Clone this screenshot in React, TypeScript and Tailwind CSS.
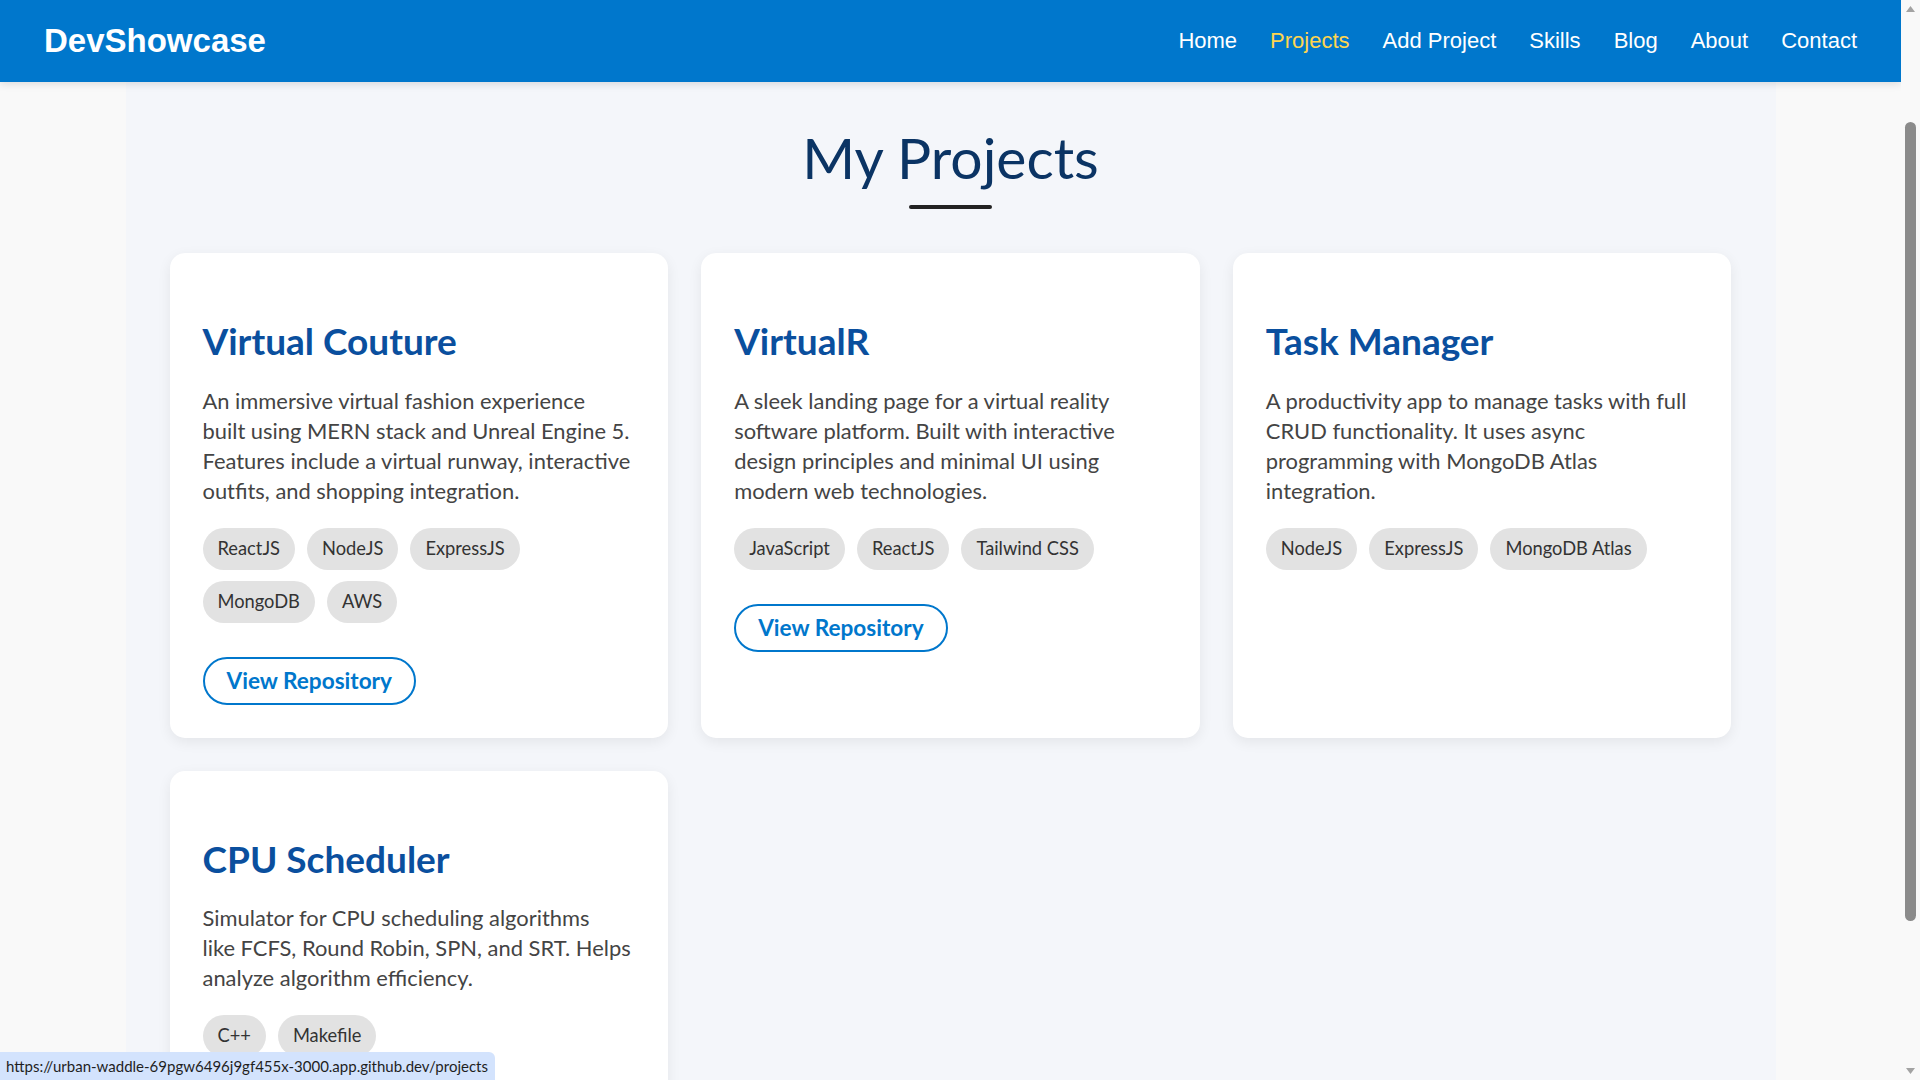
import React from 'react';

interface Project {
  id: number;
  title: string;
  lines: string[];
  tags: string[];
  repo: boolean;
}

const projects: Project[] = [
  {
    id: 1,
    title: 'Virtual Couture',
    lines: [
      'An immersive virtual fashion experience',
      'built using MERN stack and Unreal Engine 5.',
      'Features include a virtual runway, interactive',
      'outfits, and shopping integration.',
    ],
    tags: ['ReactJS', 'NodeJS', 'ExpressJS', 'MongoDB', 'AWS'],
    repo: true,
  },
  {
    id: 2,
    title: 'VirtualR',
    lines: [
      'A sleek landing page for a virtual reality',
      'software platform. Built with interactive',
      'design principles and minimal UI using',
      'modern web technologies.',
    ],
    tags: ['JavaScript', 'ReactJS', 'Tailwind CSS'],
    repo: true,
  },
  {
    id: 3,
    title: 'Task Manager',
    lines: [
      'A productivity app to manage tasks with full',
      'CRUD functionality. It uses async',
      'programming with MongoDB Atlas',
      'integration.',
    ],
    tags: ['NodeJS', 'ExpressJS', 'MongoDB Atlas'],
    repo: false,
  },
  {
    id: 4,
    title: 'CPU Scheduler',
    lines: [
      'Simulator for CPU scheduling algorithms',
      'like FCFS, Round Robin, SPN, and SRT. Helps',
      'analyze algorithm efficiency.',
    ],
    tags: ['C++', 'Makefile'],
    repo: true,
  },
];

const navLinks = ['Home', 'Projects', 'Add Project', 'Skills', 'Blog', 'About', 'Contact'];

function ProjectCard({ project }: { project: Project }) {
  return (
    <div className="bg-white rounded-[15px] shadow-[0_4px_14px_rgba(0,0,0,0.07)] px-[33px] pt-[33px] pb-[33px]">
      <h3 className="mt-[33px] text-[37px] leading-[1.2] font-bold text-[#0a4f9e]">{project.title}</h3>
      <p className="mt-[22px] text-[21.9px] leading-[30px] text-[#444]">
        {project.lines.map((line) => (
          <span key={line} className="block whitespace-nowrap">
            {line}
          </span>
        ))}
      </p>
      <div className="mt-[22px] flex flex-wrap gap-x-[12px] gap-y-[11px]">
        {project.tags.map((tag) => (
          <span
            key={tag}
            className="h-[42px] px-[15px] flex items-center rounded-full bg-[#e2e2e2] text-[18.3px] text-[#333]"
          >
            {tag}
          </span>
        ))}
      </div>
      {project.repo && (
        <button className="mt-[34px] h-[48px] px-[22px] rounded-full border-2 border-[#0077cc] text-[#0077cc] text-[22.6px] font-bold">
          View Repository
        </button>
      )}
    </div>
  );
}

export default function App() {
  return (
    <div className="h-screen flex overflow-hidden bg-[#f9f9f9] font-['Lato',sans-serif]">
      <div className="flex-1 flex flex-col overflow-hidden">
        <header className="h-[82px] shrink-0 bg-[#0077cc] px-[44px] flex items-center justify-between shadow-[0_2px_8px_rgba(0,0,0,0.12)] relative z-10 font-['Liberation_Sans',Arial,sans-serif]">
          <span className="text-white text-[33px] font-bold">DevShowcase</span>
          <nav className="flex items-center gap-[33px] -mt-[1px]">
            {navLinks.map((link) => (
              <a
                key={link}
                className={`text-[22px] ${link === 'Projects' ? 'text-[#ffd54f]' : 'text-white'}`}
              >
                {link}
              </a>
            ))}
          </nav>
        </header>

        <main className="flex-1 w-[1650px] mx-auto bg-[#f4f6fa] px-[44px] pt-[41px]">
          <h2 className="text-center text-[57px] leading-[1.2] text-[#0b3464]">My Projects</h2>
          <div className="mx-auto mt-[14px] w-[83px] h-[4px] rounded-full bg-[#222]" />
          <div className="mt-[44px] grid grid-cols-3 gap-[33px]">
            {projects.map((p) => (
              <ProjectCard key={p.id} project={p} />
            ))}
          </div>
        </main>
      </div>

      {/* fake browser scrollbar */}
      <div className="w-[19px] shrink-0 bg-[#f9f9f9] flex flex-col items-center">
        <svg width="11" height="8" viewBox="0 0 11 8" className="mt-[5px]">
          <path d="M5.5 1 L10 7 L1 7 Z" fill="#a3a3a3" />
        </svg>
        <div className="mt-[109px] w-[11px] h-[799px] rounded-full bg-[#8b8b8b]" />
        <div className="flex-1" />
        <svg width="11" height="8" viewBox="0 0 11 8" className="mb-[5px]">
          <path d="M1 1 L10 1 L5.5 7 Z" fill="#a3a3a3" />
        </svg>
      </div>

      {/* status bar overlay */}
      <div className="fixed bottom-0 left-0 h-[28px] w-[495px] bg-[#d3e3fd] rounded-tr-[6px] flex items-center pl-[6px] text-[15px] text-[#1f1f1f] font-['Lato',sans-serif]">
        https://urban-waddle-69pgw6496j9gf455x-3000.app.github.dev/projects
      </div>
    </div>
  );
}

================

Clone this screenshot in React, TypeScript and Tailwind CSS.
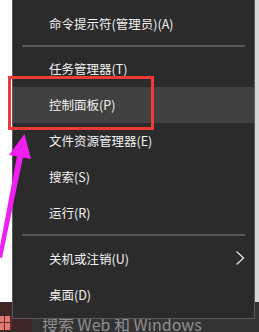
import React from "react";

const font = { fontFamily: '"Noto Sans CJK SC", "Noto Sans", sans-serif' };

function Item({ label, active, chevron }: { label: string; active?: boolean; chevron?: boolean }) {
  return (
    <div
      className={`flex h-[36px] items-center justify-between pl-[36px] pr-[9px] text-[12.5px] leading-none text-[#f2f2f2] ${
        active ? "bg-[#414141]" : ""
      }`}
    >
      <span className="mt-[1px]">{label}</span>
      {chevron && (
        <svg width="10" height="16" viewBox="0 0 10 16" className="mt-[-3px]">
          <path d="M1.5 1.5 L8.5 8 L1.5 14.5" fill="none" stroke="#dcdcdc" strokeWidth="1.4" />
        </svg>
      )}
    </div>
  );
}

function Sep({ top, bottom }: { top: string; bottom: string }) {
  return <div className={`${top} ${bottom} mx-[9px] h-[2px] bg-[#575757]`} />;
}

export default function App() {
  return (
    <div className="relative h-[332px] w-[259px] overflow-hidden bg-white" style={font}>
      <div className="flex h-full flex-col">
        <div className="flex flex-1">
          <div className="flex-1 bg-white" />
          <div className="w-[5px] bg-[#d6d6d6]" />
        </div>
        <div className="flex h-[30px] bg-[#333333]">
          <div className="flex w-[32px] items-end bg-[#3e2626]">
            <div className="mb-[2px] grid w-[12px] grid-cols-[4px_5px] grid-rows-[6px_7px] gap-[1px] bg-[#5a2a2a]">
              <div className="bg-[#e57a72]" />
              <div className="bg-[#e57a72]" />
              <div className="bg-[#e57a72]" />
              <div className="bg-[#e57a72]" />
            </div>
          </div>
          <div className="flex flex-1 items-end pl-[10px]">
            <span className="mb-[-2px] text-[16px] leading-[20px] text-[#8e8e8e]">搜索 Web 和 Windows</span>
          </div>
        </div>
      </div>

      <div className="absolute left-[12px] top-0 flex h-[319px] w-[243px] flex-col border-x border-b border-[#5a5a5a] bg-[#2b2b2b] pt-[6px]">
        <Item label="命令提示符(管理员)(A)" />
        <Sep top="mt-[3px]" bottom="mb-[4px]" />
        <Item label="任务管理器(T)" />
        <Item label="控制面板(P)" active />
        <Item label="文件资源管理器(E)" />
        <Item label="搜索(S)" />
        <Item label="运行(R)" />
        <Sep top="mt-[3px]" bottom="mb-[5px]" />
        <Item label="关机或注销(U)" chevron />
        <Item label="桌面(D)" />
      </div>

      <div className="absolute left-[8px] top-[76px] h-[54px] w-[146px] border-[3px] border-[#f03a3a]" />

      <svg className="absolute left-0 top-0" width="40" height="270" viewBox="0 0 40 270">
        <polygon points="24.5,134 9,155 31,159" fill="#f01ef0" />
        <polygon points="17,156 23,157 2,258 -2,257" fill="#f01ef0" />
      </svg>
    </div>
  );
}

================

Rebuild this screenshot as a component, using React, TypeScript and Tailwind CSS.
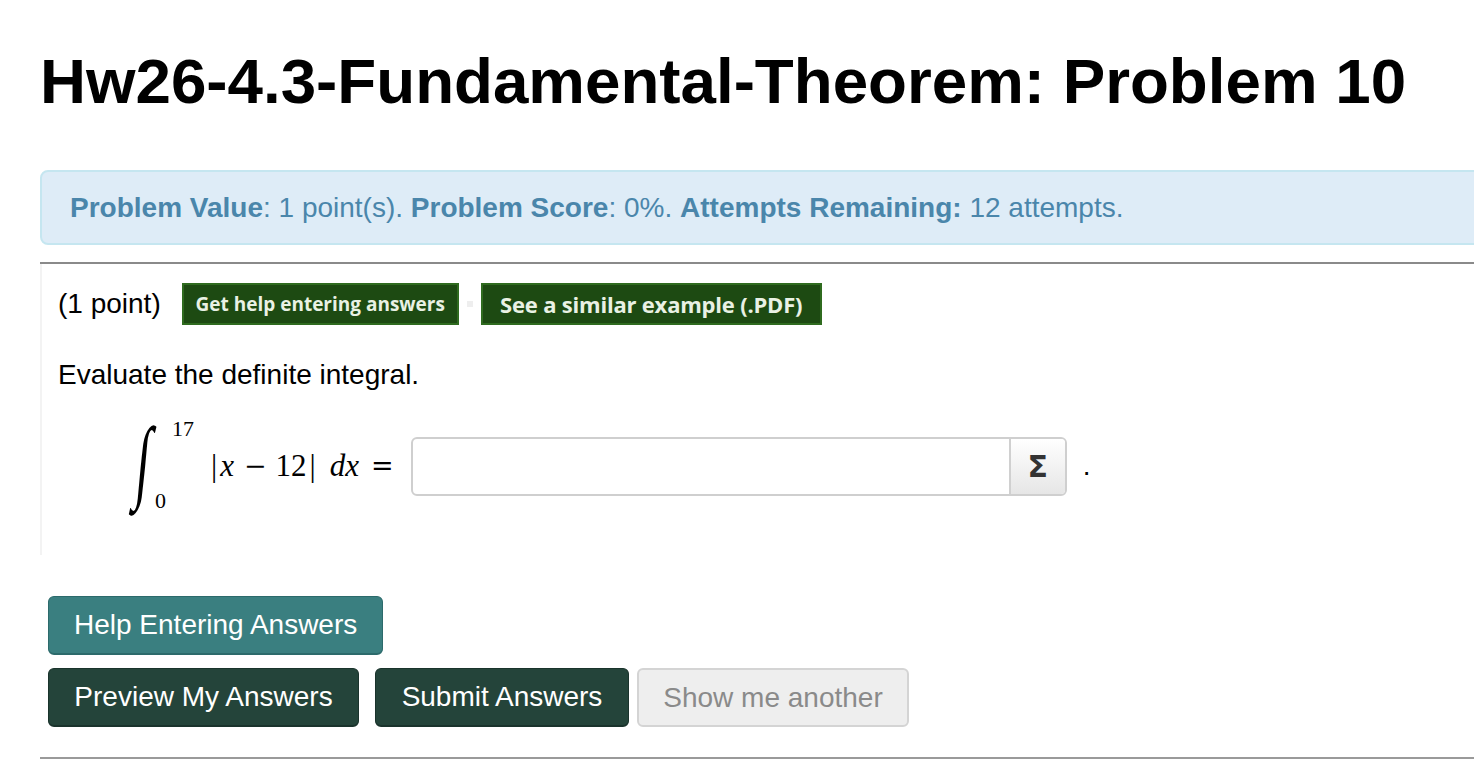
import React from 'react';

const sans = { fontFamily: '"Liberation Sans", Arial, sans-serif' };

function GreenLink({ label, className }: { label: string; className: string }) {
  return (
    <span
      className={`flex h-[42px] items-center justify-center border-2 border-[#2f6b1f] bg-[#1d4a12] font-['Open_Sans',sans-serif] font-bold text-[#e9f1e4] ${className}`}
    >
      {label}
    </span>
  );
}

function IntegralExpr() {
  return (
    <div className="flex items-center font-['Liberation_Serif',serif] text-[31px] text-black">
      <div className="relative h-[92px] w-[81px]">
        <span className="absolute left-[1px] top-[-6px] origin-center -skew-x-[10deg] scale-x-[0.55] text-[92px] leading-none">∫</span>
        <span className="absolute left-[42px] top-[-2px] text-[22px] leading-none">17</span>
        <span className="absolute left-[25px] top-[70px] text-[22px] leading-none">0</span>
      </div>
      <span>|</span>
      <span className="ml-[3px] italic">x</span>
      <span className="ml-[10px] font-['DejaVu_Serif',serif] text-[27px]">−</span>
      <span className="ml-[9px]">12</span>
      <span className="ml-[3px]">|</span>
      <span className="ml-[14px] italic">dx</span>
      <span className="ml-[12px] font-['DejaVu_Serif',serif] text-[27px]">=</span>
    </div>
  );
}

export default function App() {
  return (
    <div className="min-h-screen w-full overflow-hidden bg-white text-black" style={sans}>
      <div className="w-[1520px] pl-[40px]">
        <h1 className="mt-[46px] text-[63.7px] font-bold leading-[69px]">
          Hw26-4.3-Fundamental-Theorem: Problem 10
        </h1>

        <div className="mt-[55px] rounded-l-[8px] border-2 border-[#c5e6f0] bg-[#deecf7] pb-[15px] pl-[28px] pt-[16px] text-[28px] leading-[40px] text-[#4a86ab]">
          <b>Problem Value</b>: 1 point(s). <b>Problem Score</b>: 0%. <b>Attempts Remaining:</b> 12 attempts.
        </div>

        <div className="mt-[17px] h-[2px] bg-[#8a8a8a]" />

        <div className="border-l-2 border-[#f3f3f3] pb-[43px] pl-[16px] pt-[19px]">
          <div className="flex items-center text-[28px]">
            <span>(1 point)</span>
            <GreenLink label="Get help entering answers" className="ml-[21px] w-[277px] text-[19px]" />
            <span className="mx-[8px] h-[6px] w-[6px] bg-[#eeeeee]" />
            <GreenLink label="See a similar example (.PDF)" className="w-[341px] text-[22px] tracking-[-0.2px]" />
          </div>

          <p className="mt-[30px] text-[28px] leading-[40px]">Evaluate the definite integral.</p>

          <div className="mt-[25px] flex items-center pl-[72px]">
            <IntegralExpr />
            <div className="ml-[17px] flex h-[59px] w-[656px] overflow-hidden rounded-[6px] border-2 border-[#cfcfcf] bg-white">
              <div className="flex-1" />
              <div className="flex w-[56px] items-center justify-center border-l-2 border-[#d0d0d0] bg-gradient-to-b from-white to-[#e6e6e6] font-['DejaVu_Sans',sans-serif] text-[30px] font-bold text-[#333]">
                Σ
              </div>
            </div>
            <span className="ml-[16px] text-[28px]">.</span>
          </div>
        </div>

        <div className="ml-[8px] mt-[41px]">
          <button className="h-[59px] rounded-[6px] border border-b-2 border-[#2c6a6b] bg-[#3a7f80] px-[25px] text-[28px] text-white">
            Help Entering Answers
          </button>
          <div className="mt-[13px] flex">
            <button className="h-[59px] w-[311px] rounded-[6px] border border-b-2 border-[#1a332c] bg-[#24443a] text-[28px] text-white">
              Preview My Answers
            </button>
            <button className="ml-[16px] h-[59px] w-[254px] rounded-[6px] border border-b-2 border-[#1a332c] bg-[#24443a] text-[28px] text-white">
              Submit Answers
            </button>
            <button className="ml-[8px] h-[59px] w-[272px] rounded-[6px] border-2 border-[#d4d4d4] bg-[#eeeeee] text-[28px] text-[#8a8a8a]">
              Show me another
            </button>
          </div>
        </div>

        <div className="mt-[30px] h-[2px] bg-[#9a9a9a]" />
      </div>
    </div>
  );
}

================

** TASK PROMPT **
Locate and copy each line in the data above that includes the word "using".

** EXERCISE OUTPUT **
      'built using MERN stack and Unreal Engine 5.',
      'design principles and minimal UI using',
Rebuild this screenshot as a component, using React, TypeScript and Tailwind CSS.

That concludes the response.